Intended for healthcare professionals


Allow English women to take medical abortion pill at home, say doctors

BMJ 2018; 361 doi: (Published 29 June 2018) Cite this as: BMJ 2018;361:k2879
  1. Jacqui Thornton
  1. London

Wales has joined Scotland in allowing women to take the medical abortion drug misoprostol at home, sparking calls for England to follow and “extend them the same dignity.”

Currently in England, women who have an early medical abortion take one drug, mifepristone, in the clinic then need to return to take a second drug, misoprostol, 36-48 hours later.

On 29 June, Vaughan Gething, the Welsh government’s cabinet secretary for health and social services, announced a change in the rules to allow women to take the second drug at home, increasing choice for women and reducing the burden on clinical resources.

In October 2017, the chief medical officer and health secretary in Scotland recognised that a woman’s home is a safe and acceptable place to take misoprostol. This process is endorsed by the World Health Organization, which cites a study that found no evidence that home based medical abortion was less effective, safe, or acceptable than clinic based medical abortion.1

In April 2018, the Royal College of Obstetricians and Gynaecologists (RCOG) and the Faculty of Sexual and Reproductive Healthcare (FSRH) signed a letter with over 20 medical and women’s groups calling on Jeremy Hunt, the secretary of state for health and social care, to allow women in England to take misoprostol in a setting of their own choice. This letter, published in the Times, said that this “simple measure” would substantially improve the wellbeing of women.

Today, the RCOG and FSRH issued a joint statement saying that England must join Scotland and Wales. They urge Hunt to “extend the same dignity that the Scottish and Welsh governments have offered to women.”

Lesley Regan, president of RCOG, said: “The need for this second visit to the clinic frequently acts as a barrier to women accessing safe, regulated abortion care and is medically unnecessary and incurs significant NHS costs.
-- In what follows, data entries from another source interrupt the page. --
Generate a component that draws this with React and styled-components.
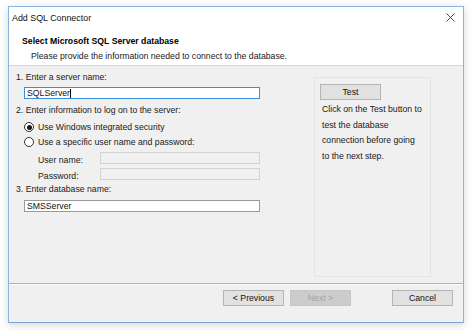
import React from 'react'
import styled, { createGlobalStyle } from 'styled-components'

const GlobalStyle = createGlobalStyle`
  html, body {
    margin: 0;
    padding: 0;
    background: #ffffff;
  }
  body {
    font-family: "Liberation Sans", Arial, sans-serif;
    font-size: 8.7px;
    color: #1a1a1a;
  }
`

const Page = styled.div`
  width: 474px;
  height: 335px;
  padding: 6px 0 0 8px;
  box-sizing: border-box;
`

const Window = styled.div`
  width: 456px;
  height: 317px;
  box-sizing: border-box;
  border: 1px solid #8ab4dd;
  border-bottom-color: #7aa5d2;
  box-shadow: 0 2px 8px rgba(0, 0, 0, 0.16);
  background: #f0f0f0;
  display: flex;
  flex-direction: column;
`

const Header = styled.div`
  background: #ffffff;
  height: 58px;
  border-bottom: 1px solid #d6d6d6;
  display: flex;
  flex-direction: column;
  flex-shrink: 0;
`

const TitleBar = styled.div`
  height: 21px;
  display: flex;
  align-items: center;
  justify-content: space-between;
  padding: 0 8px 0 3px;
  font-size: 8.9px;
  color: #111;
`

const CloseIcon = () => (
  <svg width="9" height="9" viewBox="0 0 9 9">
    <path d="M0.5 0.5 L8.5 8.5 M8.5 0.5 L0.5 8.5" stroke="#333" strokeWidth="0.9" fill="none" />
  </svg>
)

const Heading = styled.div`
  margin-top: 7px;
  padding-left: 13px;
  font-weight: bold;
  line-height: 12px;
  color: #000;
`

const Subtitle = styled.div`
  margin-top: 3px;
  padding-left: 22px;
  line-height: 12px;
  color: #222;
`

const Body = styled.div`
  flex: 1;
  display: flex;
  justify-content: space-between;
  padding: 5px 32px 0 7px;
`

const Form = styled.div`
  width: 251px;
  display: flex;
  flex-direction: column;
`

const Label = styled.div`
  line-height: 12px;
  margin-top: ${p => p.$gap || 0}px;
  color: #1a1a1a;
`

const Field = styled.div`
  box-sizing: border-box;
  height: 12px;
  width: ${p => p.$width}px;
  margin-left: ${p => p.$indent || 0}px;
  margin-top: ${p => p.$gap || 0}px;
  border: 1px solid ${p => (p.$focused ? '#3a8ddb' : p.$disabled ? '#d2d2d2' : '#9a9a9a')};
  background: ${p => (p.$disabled ? '#f0f0f0' : '#ffffff')};
  padding-left: 2px;
  line-height: 10px;
  color: #111;
  display: flex;
  align-items: center;
`

const Caret = styled.span`
  display: inline-block;
  width: 1px;
  height: 9px;
  background: #000;
  margin-left: 0.5px;
`

const RadioRow = styled.div`
  display: flex;
  align-items: center;
  gap: 4px;
  margin-left: 8px;
  margin-top: ${p => p.$gap || 0}px;
  height: 12px;
`

const RadioCircle = styled.span`
  width: 10px;
  height: 10px;
  box-sizing: border-box;
  border-radius: 50%;
  border: 1px solid #333;
  background: #fff;
  display: flex;
  align-items: center;
  justify-content: center;
  &::after {
    content: '';
    width: 5px;
    height: 5px;
    border-radius: 50%;
    background: ${p => (p.$checked ? '#1a1a1a' : 'transparent')};
  }
`

const CredRow = styled.div`
  display: flex;
  align-items: flex-start;
  height: 12px;
  margin-top: ${p => p.$gap || 0}px;
  padding-left: 22px;
`

const CredLabel = styled.span`
  width: 62px;
  height: 12px;
  line-height: 12px;
  margin-top: 2px;
  color: #222;
`

const SidePanel = styled.div`
  width: 117px;
  height: 200px;
  margin-top: 6px;
  box-sizing: border-box;
  border: 1px solid #e4e4e4;
  padding: 6px 0 0 5px;
  display: flex;
  flex-direction: column;
  align-items: flex-start;
`

const Button = styled.div`
  box-sizing: border-box;
  width: 61px;
  height: 16px;
  border: 1px solid ${p => (p.$disabled ? '#c6c6c6' : '#b4b4b4')};
  background: ${p => (p.$disabled ? '#cccccc' : '#e1e1e1')};
  color: ${p => (p.$disabled ? '#a4a4a4' : '#111')};
  display: flex;
  align-items: center;
  justify-content: center;
`

const Help = styled.p`
  margin: 2px 0 0 2px;
  line-height: 15.5px;
  white-space: nowrap;
  color: #1a1a1a;
`

const Footer = styled.div`
  height: 32px;
  flex-shrink: 0;
  border-top: 1px solid #b2b2b2;
  box-shadow: inset 0 1px 0 #fafafa;
  display: flex;
  align-items: flex-start;
  justify-content: flex-end;
  padding: 6px 10px 0 0;
  gap: 6px;
`

const CancelGap = styled.div`
  width: 29px;
`

export default function App() {
  return (
    <>
      <GlobalStyle />
      <Page>
        <Window>
          <Header>
            <TitleBar>
              <span>Add SQL Connector</span>
              <CloseIcon />
            </TitleBar>
            <Heading>Select Microsoft SQL Server database</Heading>
            <Subtitle>Please provide the information needed to connect to the database.</Subtitle>
          </Header>
          <Body>
            <Form>
              <Label>1. Enter a server name:</Label>
              <Field $width={236} $indent={8} $gap={4} $focused>
                SQLServer<Caret />
              </Field>
              <Label $gap={5}>2. Enter information to log on to the server:</Label>
              <RadioRow $gap={5}>
                <RadioCircle $checked />
                <span>Use Windows integrated security</span>
              </RadioRow>
              <RadioRow $gap={3}>
                <RadioCircle />
                <span>Use a specific user name and password:</span>
              </RadioRow>
              <CredRow $gap={4}>
                <CredLabel>User name:</CredLabel>
                <Field $width={160} $disabled />
              </CredRow>
              <CredRow $gap={4}>
                <CredLabel>Password:</CredLabel>
                <Field $width={160} $disabled />
              </CredRow>
              <Label $gap={3}>3. Enter database name:</Label>
              <Field $width={236} $indent={8} $gap={5}>
                SMSServer
              </Field>
            </Form>
            <SidePanel>
              <Button>Test</Button>
              <Help>
                Click on the Test button to<br />
                test the database<br />
                connection before going<br />
                to the next step.
              </Help>
            </SidePanel>
          </Body>
          <Footer>
            <Button>&lt; Previous</Button>
            <Button $disabled>Next &gt;</Button>
            <CancelGap />
            <Button>Cancel</Button>
          </Footer>
        </Window>
      </Page>
    </>
  )
}
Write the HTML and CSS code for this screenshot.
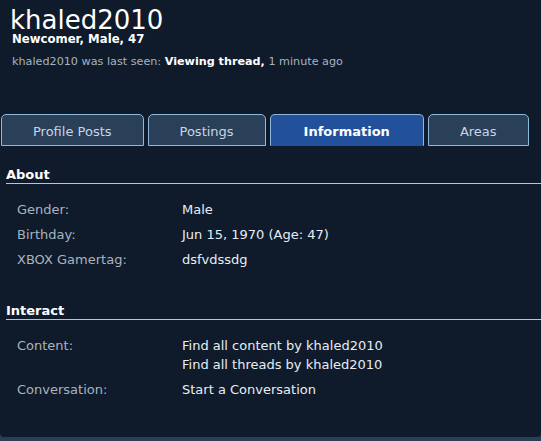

Many women also experience the distress and embarrassment of bleeding and cramping pain during their journey home.”

Gething said that the new guidance, which will be issued to health boards in Wales today, was taken after listening to the views of clinicians and women’s groups. He added: “Women will still have the option to attend a clinic if they prefer, enabling them to complete treatment in an environment where they feel most comfortable.

“It will also enable a greater number of women to access abortion provision at an earlier point in their pregnancy.”